I have not had much experience with doing prints on glass. I'm too much of a Klutz to want to put one more dangerous item into the mix. Its bad enough to be playing with harsh chemicals. LOL


----------



## windrivermaiden

OH! and skip the acrylic size and get ossified gelatin.. Knox brand, edible is easy to find. Harden it with a few drops of glycol, if you plan to do more than one layer of color. Acrylic polymer is a plastic, ... Gum, colloid and casien are organic polymers and don't like to cling to the plastic base of acrylic.

Again, for the beginner, I can't recommend B&S's gum dichromate kit enough. It might have arrowroot size, which is also good but has to be applied between layers if doing multiple colors. Also, If you have problems with their product, you can visit their web page and drop an email or call them. They want you to be successful.


----------



## rarale

Hi there,
I've just been researching the Selectacolor process, which I found out about via www.alternativephotography.com and from there I went to www.rockaloid.com which has some instructions on the page and a contact form too. I found it really interesting to see that they recommend using a hallogen light (which has a wavelength close to sunlight apparently) to substitute or shorten exposure times for processes such as selectacolor and others too, like the cyanotype process. This sounds good, if it works (which it must, as far as I can see), because I also had problems regulating my cyanotype printing times in the past. Sunlight is, well, unreliable in the UK! 
I'd be really interested in hearing any other comments on this process. Especially printing on walls or silver....
Also - apart from First Call Photographic, does anyone know where to get Selectacolor in the UK?
Thanks!


----------



## rarale

I just ordered |Selectacolor from Rockland, they suggest ringing their support line for help! Which is nice of them
This is the number they gave me. 
(USA) 845-359-5559
Anyone else out there using this???????? Any experiences, tips, ideas would be really welcome.
R.


----------



## scott610

Hello ..I would like to try Selectacolor on a large piece of aluminum,,,, lets say 2' by 3' ... how big does the tranfer have to be...how is it supported to get exposure?...The pic is very colorful,,,Do I repeat the process with each color ?  Wish Rockland would give more detail with the instruction....


----------



## terri

scott610 said:


> Hello ..I would like to try Selectacolor on a large piece of aluminum,,,, lets say 2' by 3' ... how big does the tranfer have to be...how is it supported to get exposure?...The pic is very colorful,,,Do I repeat the process with each color ?  Wish Rockland would give more detail with the instruction....



Hi scott610, you have opened up a very old thread so you may not get much in the way of answers...I've not used the product myself.   Have you called the support line as mentioned above for the US?    If the instructions that come with it aren't enough, I'm sure someone on the other end of the support line can answer a few questions.


----------



## vintagesnaps

I'm not familiar with this either, although after looking it up it seems to be somewhat like cyanotypes (although on nonporous surfaces instead of paper). I've only used a kit and haven't coated paper for cyanotypes myself yet. 

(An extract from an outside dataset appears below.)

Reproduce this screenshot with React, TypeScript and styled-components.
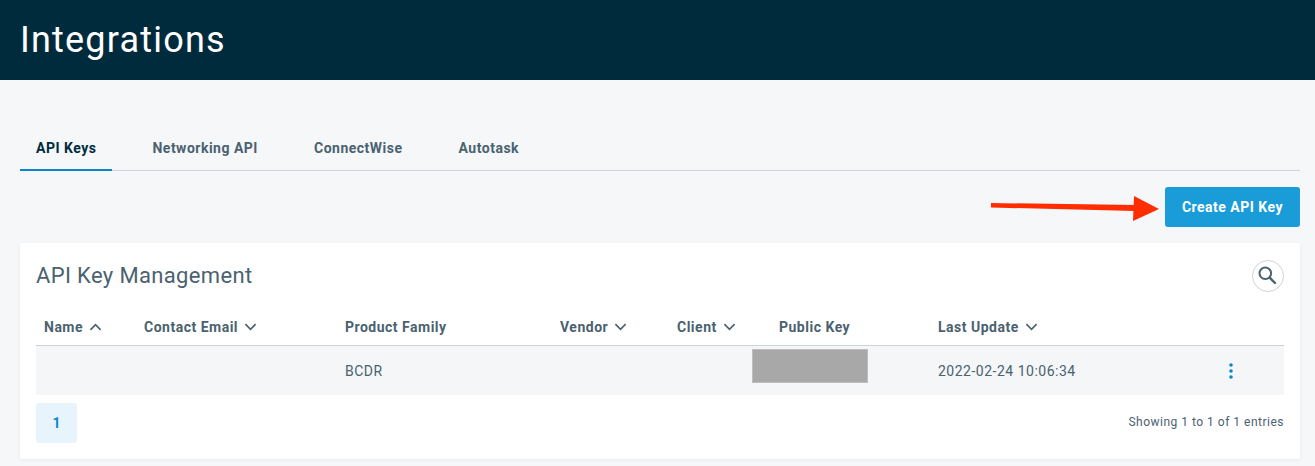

I've been doing lumen prints which are somewhat similar but instead of coated paper use expired photo paper and fixer - it was trial and error for me to figure out the timing, the dilution of fixer, the results using various papers, etc. Sounds like calling the company for more info. might be the best idea.


----------



## compur

I was not aware of this product either.  Very interesting.  

If it does contains a dichromate be careful not to get any on your skin.  Wear gloves and eye protection. I once got a small bit of dichromate on my hand and it produced a rash that lasted for months. 

Makes beautifu prints though.


----------